***** Records provided *****

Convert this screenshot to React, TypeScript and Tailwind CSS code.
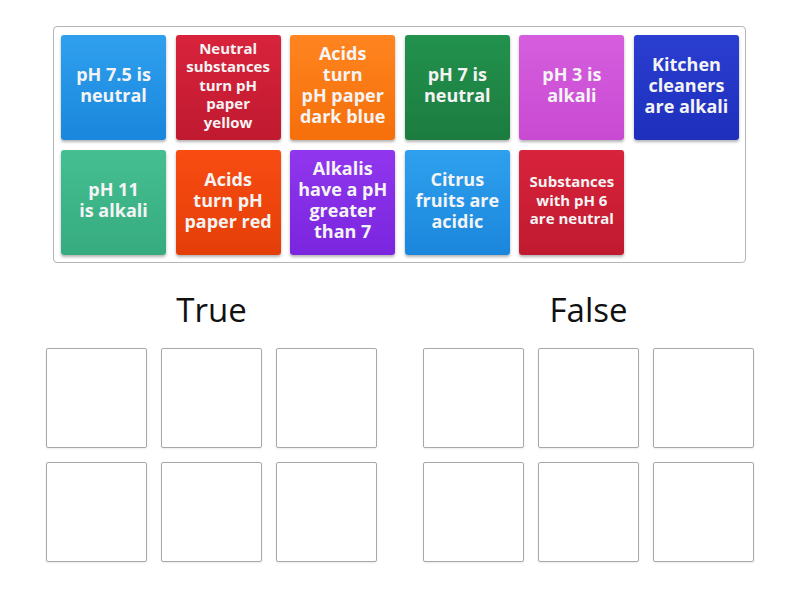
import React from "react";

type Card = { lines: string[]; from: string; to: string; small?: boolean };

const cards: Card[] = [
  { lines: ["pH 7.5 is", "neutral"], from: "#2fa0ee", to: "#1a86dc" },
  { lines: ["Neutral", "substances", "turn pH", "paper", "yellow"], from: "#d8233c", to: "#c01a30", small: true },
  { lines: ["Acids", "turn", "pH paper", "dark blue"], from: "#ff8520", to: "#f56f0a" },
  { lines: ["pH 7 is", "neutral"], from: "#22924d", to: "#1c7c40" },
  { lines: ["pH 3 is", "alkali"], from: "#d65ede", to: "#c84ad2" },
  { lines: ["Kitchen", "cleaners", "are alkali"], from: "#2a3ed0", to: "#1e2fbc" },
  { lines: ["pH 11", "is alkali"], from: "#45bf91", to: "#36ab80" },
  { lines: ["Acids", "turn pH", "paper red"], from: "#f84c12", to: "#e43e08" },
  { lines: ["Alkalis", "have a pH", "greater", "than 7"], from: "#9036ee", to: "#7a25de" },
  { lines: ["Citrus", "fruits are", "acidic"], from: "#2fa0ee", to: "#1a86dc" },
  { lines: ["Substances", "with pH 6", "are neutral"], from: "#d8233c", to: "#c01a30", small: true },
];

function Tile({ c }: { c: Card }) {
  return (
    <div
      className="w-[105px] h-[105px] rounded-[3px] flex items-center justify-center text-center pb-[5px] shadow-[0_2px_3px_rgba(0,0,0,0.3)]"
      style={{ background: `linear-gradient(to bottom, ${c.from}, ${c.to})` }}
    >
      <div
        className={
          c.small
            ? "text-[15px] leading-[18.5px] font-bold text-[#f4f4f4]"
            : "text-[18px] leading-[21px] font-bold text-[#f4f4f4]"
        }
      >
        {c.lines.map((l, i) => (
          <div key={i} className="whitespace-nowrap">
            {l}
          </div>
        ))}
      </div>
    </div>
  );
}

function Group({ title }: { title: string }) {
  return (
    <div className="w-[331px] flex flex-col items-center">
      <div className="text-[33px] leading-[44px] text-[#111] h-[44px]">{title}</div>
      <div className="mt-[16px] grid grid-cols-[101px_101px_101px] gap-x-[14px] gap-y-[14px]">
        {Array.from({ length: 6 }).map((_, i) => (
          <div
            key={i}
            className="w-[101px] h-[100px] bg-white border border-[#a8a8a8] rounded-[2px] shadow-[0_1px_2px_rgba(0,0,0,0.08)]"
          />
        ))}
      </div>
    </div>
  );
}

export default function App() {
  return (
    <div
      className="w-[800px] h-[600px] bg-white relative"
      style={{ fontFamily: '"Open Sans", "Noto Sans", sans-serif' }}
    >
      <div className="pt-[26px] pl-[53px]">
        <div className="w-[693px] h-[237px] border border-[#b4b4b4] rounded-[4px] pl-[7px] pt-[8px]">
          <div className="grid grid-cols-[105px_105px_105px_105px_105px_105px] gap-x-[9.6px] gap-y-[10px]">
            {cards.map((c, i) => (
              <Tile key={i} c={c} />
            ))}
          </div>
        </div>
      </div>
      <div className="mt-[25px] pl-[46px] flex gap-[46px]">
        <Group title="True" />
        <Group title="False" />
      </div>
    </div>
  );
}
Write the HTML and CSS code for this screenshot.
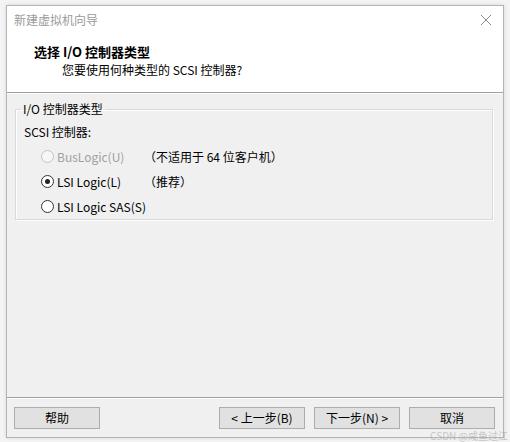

*****

### Challenge
Leave the pictures out and print the records above exactly as they stand.

### Result of this exercise
Convert this screenshot to React, TypeScript and Tailwind CSS code.
import React from "react";

type Card = { lines: string[]; from: string; to: string; small?: boolean };

const cards: Card[] = [
  { lines: ["pH 7.5 is", "neutral"], from: "#2fa0ee", to: "#1a86dc" },
  { lines: ["Neutral", "substances", "turn pH", "paper", "yellow"], from: "#d8233c", to: "#c01a30", small: true },
  { lines: ["Acids", "turn", "pH paper", "dark blue"], from: "#ff8520", to: "#f56f0a" },
  { lines: ["pH 7 is", "neutral"], from: "#22924d", to: "#1c7c40" },
  { lines: ["pH 3 is", "alkali"], from: "#d65ede", to: "#c84ad2" },
  { lines: ["Kitchen", "cleaners", "are alkali"], from: "#2a3ed0", to: "#1e2fbc" },
  { lines: ["pH 11", "is alkali"], from: "#45bf91", to: "#36ab80" },
  { lines: ["Acids", "turn pH", "paper red"], from: "#f84c12", to: "#e43e08" },
  { lines: ["Alkalis", "have a pH", "greater", "than 7"], from: "#9036ee", to: "#7a25de" },
  { lines: ["Citrus", "fruits are", "acidic"], from: "#2fa0ee", to: "#1a86dc" },
  { lines: ["Substances", "with pH 6", "are neutral"], from: "#d8233c", to: "#c01a30", small: true },
];

function Tile({ c }: { c: Card }) {
  return (
    <div
      className="w-[105px] h-[105px] rounded-[3px] flex items-center justify-center text-center pb-[5px] shadow-[0_2px_3px_rgba(0,0,0,0.3)]"
      style={{ background: `linear-gradient(to bottom, ${c.from}, ${c.to})` }}
    >
      <div
        className={
          c.small
            ? "text-[15px] leading-[18.5px] font-bold text-[#f4f4f4]"
            : "text-[18px] leading-[21px] font-bold text-[#f4f4f4]"
        }
      >
        {c.lines.map((l, i) => (
          <div key={i} className="whitespace-nowrap">
            {l}
          </div>
        ))}
      </div>
    </div>
  );
}

function Group({ title }: { title: string }) {
  return (
    <div className="w-[331px] flex flex-col items-center">
      <div className="text-[33px] leading-[44px] text-[#111] h-[44px]">{title}</div>
      <div className="mt-[16px] grid grid-cols-[101px_101px_101px] gap-x-[14px] gap-y-[14px]">
        {Array.from({ length: 6 }).map((_, i) => (
          <div
            key={i}
            className="w-[101px] h-[100px] bg-white border border-[#a8a8a8] rounded-[2px] shadow-[0_1px_2px_rgba(0,0,0,0.08)]"
          />
        ))}
      </div>
    </div>
  );
}

export default function App() {
  return (
    <div
      className="w-[800px] h-[600px] bg-white relative"
      style={{ fontFamily: '"Open Sans", "Noto Sans", sans-serif' }}
    >
      <div className="pt-[26px] pl-[53px]">
        <div className="w-[693px] h-[237px] border border-[#b4b4b4] rounded-[4px] pl-[7px] pt-[8px]">
          <div className="grid grid-cols-[105px_105px_105px_105px_105px_105px] gap-x-[9.6px] gap-y-[10px]">
            {cards.map((c, i) => (
              <Tile key={i} c={c} />
            ))}
          </div>
        </div>
      </div>
      <div className="mt-[25px] pl-[46px] flex gap-[46px]">
        <Group title="True" />
        <Group title="False" />
      </div>
    </div>
  );
}
Write the HTML and CSS code for this screenshot.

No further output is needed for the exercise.